This is based on analyzing the nature of cognition and "knowledge" in autopoietic systems
in the epistemological framework provided by Karl Popper's theory of knowledge based on a concept of
three worlds or ontological domains. In to trying to account for/describe the growth of knowledge
within autopoietic systems in physically materialistic terms, my research has faced some very
interesting epistemological issues relating to observers and observations that also greatly troubled
Maturana and Varela.
As I was only dimly beginning to understand in my Learning Organization paper, Howard Pattee's
concept of epistemic cuts provides a robust physical foundation for Popper's three worlds and
defining the various forms of knowledge that can be formed within autopoietic systems. A brief
sketch is presented below. This is followed by a working bibliography of papers relating to the
epistemological issues raised by Pattee's ideas.
World 1
World 1 is the dynamic reality that exists independently from the cognition of any observer.
However world 1 includes observers and their cognitive processes within this dynamic reality.

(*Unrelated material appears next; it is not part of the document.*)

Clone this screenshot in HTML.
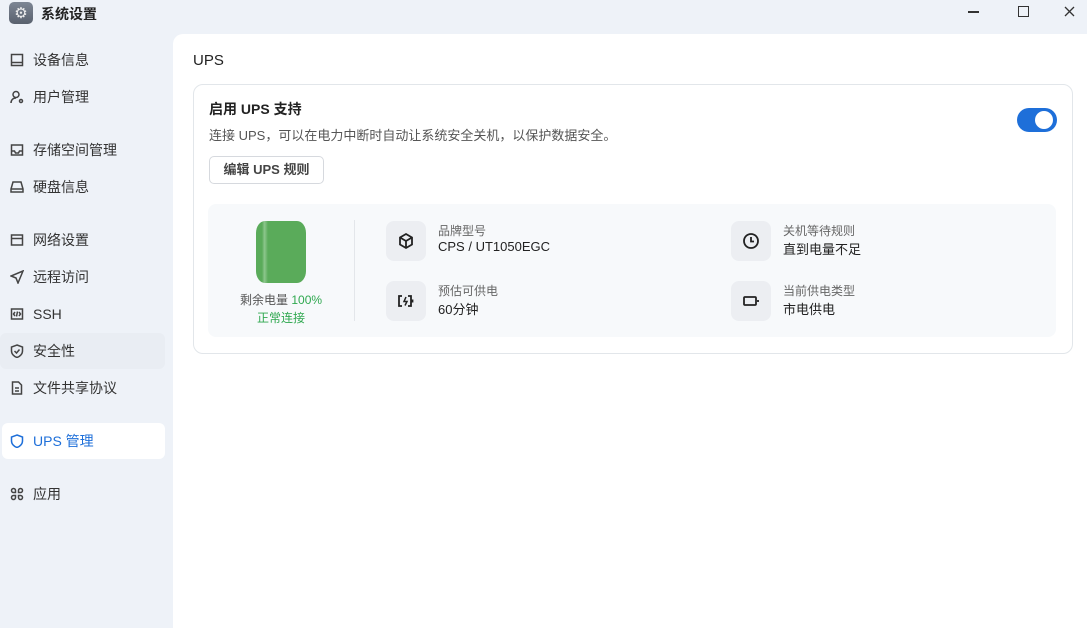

In the sense that I believe world 1 exists independently from my perceptions of it, I am a realist
even though I fully accept that all my knowledge of this reality is constructed within my
mind.
Autopoietic entities are complex dynamic systems that emerge within the framework of universal
laws and constraints of world 1. Hugo Urrestarazu has made an excellent start towards describing
what autopoiesis looks like in this world (http://autopoietic.net/boundaries.pdf).
The existence and growth of knowledge is purely a consequence of the existence and evolution of
complex, autopoietic systems. Existence and evolution of complex systems takes place in W1.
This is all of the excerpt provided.